Bientôt la cata pour Acta ?

par Emilie MASSEMIN
publié le 31 mai 2012 à 12h43
(mis à jour le 31 mai 2012 à 17h53)

Les soutiens à Acta, le très controversé Accord international sur la contrefaçon, continuent de s'amenuiser. Les parlementaires néerlandais ont adopté, mardi 29 mai, une motion par laquelle ils appellent le gouvernement à «renoncer définitivement à la ratification de l'accord Acta aux Pays-Bas tant qu'il n'est pas établi de façon concluante que le traité n'entre pas en conflit avec les droits fondamentaux» , a annoncé la seconde chambre ( Tweede Kamer ). Au même moment, la commission de l'industrie et la commission des libertés civiles du Parlement européen se sont prononcés contre la ratification d'Acta.

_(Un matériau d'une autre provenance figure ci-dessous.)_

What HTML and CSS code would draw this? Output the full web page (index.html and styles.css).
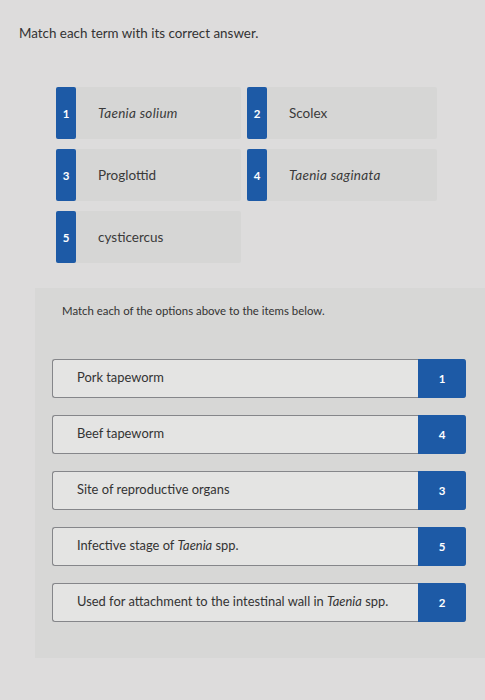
FILE: index.html
```html
<!DOCTYPE html>
<html>
<head>
<meta charset="utf-8">
<link rel="stylesheet" href="styles.css">
</head>
<body>
<div class="page">
  <p class="title">Match each term with its correct answer.</p>
  <div class="terms">
    <div class="term"><span class="num">1</span><span class="label"><i>Taenia solium</i></span></div>
    <div class="term"><span class="num">2</span><span class="label">Scolex</span></div>
    <div class="term"><span class="num">3</span><span class="label">Proglottid</span></div>
    <div class="term"><span class="num">4</span><span class="label"><i>Taenia saginata</i></span></div>
    <div class="term"><span class="num">5</span><span class="label">cysticercus</span></div>
  </div>
  <div class="panel">
    <p class="instr">Match each of the options above to the items below.</p>
    <div class="answers">
      <div class="answer"><span class="text">Pork tapeworm</span><span class="slot">1</span></div>
      <div class="answer"><span class="text">Beef tapeworm</span><span class="slot">4</span></div>
      <div class="answer"><span class="text">Site of reproductive organs</span><span class="slot">3</span></div>
      <div class="answer"><span class="text">Infective stage of <i>Taenia</i> spp.</span><span class="slot">5</span></div>
      <div class="answer"><span class="text">Used for attachment to the intestinal wall in <i>Taenia</i> spp.</span><span class="slot">2</span></div>
    </div>
  </div>
</div>
</body>
</html>
```
FILE: styles.css
```css
html, body {
  margin: 0;
  padding: 0;
}
body {
  background: #dddcdc;
  font-family: Lato, "Open Sans", sans-serif;
  color: #3a3a3a;
  width: 485px;
  height: 700px;
  overflow: hidden;
}
.page {
  padding-top: 25px;
}
.title {
  margin: 0 0 0 19px;
  font-size: 13.4px;
  line-height: 17px;
  color: #333;
}
.terms {
  margin: 45px 0 0 56px;
  display: grid;
  grid-template-columns: 185px 190px;
  column-gap: 6px;
  row-gap: 10px;
}
.term {
  display: flex;
  height: 52px;
  background: #d6d6d5;
  border-radius: 2px;
}
.num {
  width: 20px;
  flex: none;
  background: #1d5aa6;
  color: #fff;
  font-weight: 700;
  font-size: 11.5px;
  border-radius: 2px;
  display: flex;
  align-items: center;
  justify-content: center;
}
.label {
  display: flex;
  align-items: center;
  padding-left: 22px;
  font-size: 13.5px;
  color: #3a3a3a;
}
.label i {
  letter-spacing: 0.3px;
}
.panel {
  margin: 25px 0 0 35px;
  height: 370px;
  background: #d7d7d6;
  padding-top: 16px;
  box-sizing: border-box;
}
.instr {
  margin: 0 0 0 27px;
  font-size: 11.4px;
  line-height: 14px;
  color: #333;
}
.answers {
  margin: 41px 0 0 17px;
  width: 414px;
  display: flex;
  flex-direction: column;
  gap: 17px;
}
.answer {
  display: flex;
  height: 39px;
  border: 1px solid #85868a;
  border-right: none;
  border-radius: 3px;
  background: #e4e4e3;
  box-sizing: border-box;
}
.text {
  flex: 1;
  padding: 9px 0 0 24px;
  font-size: 12.9px;
  color: #333;
}
.slot {
  width: 48px;
  flex: none;
  margin: -1px 0;
  background: #1d5aa6;
  color: #fff;
  font-weight: 700;
  font-size: 11.5px;
  border-radius: 0 3px 3px 0;
  display: flex;
  align-items: center;
  justify-content: center;
}
```
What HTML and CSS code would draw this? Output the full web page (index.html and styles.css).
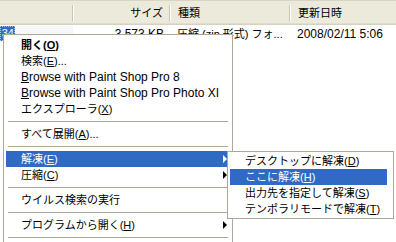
FILE: index.html
```html
<!DOCTYPE html>
<html lang="ja">
<head>
  <meta charset="UTF-8" />
  <title>Explorer context menu</title>
  <link rel="stylesheet" href="styles.css">
</head>
<body>
  <main class="explorer">
    <div class="list-header">
      <div class="col col-name"></div>
      <div class="col col-size">サイズ</div>
      <div class="col col-type">種類</div>
      <div class="col col-date">更新日時</div>
    </div>

    <div class="list-row">
      <div class="cell cell-name">
        <span class="selected-name">34</span>
      </div>
      <div class="cell cell-size latin">3,573 KB</div>
      <div class="cell cell-type">圧縮 (zip 形式) フォ...</div>
      <div class="cell cell-date latin">2008/02/11 5:06</div>
    </div>

    <div class="menu main-menu">
      <div class="item bold">開く(<u>O</u>)</div>
      <div class="item">検索(<u>E</u>)...</div>
      <div class="item latin"><u>B</u>rowse with Paint Shop Pro 8</div>
      <div class="item latin"><u>B</u>rowse with Paint Shop Pro Photo XI</div>
      <div class="item">エクスプローラ(<u>X</u>)</div>
      <div class="sep"></div>
      <div class="item">すべて展開(<u>A</u>)...</div>
      <div class="sep"></div>
      <div class="item active has-sub">解凍(<u>E</u>)</div>
      <div class="item has-sub">圧縮(<u>C</u>)</div>
      <div class="sep"></div>
      <div class="item">ウイルス検索の実行</div>
      <div class="sep"></div>
      <div class="item has-sub">プログラムから開く(<u>H</u>)</div>
      <div class="sep"></div>
    </div>

    <div class="menu sub-menu">
      <div class="item">デスクトップに解凍(<u>D</u>)</div>
      <div class="item active">ここに解凍(<u>H</u>)</div>
      <div class="item">出力先を指定して解凍(<u>S</u>)</div>
      <div class="item">テンポラリモードで解凍(<u>T</u>)</div>
    </div>
  </main>
</body>
</html>
```

FILE: styles.css
```css
* {
  box-sizing: border-box;
}

body {
  margin: 0;
  font-family: "Liberation Sans", "Noto Sans CJK JP", sans-serif;
  font-size: 11px;
  color: #000;
  background: #fff;
}

.explorer {
  position: relative;
  width: 396px;
  height: 242px;
  overflow: hidden;
}

.latin {
  font-size: 12px;
}

/* list view */

.list-header,
.list-row {
  display: grid;
  grid-template-columns: 73px 97px 120px 1fr;
}

.list-header {
  height: 25px;
  align-items: center;
  background: #ebeadb;
  border-top: 1px solid #d8d5c6;
  box-shadow: inset 0 -1px #d6d2c2, inset 0 -2px #e2decd;
}

.col {
  height: 17px;
  line-height: 17px;
  border-right: 1px solid #cbc7b8;
  box-shadow: 1px 0 #fff;
  white-space: nowrap;
}

.col-size {
  text-align: right;
  padding-right: 6px;
}

.col-type,
.col-date {
  padding-left: 8px;
}

.col-date {
  border-right: none;
  box-shadow: none;
}

.list-row {
  height: 16px;
  margin-top: 1px;
  line-height: 16px;
  white-space: nowrap;
}

.cell {
  overflow: hidden;
}

.cell-name {
  background: #f7f7f7;
}

.selected-name {
  display: block;
  width: 15px;
  height: 15px;
  line-height: 13px;
  text-align: right;
  color: #fff;
  background: #316ac5;
  border: 1px dotted #a9c2ea;
  overflow: hidden;
}

.cell-size {
  text-align: right;
  padding-right: 6px;
}

.cell-type,
.cell-date {
  padding-left: 7px;
}

/* context menus */

.menu {
  position: absolute;
  background: #fff;
  border: 1px solid #aca899;
  white-space: nowrap;
}

.main-menu {
  left: 3px;
  top: 34px;
  width: 230px;
  padding: 2px 2px 0;
}

.sub-menu {
  left: 227px;
  top: 151px;
  width: 167px;
  padding: 1px 6px 1px 2px;
}

.item {
  position: relative;
  height: 16px;
  line-height: 16px;
  padding-left: 15px;
}

.item.bold {
  font-weight: bold;
}

.item.active {
  background: #316ac5;
  color: #fff;
}

.has-sub::after {
  content: "";
  position: absolute;
  right: 3px;
  top: 4px;
  border-top: 4px solid transparent;
  border-bottom: 4px solid transparent;
  border-left: 4px solid #000;
}

.has-sub.active::after {
  border-left-color: #fff;
}

.sep {
  height: 9px;
  margin: 0 2px;
  background: linear-gradient(#fff 4px, #aca899 4px, #aca899 5px, #fff 5px);
}

u {
  text-decoration-thickness: 1px;
  text-underline-offset: 1px;
}
```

«Le traité devrait être ôté de la table des négociations, quelle que soit la décision que prendra le Parlement européen» a martelé le représentant des Démocrates 66 (libéraux de gauche) à la Tweede Kamer , Kees Verhoeven. Les parlementaires prônent l'abandon du texte y compris si la Cour de justice de l'Union européenne (CJUE) l'estime conforme aux acquis communautaires et à la Charte européenne des droits fondamentaux. Motif, ce traité laisserait place «à l'interprétation avec des conséquences négatives imprévues» , ont estimé les parlementaires, d'après NRC.nl (en néerlandais).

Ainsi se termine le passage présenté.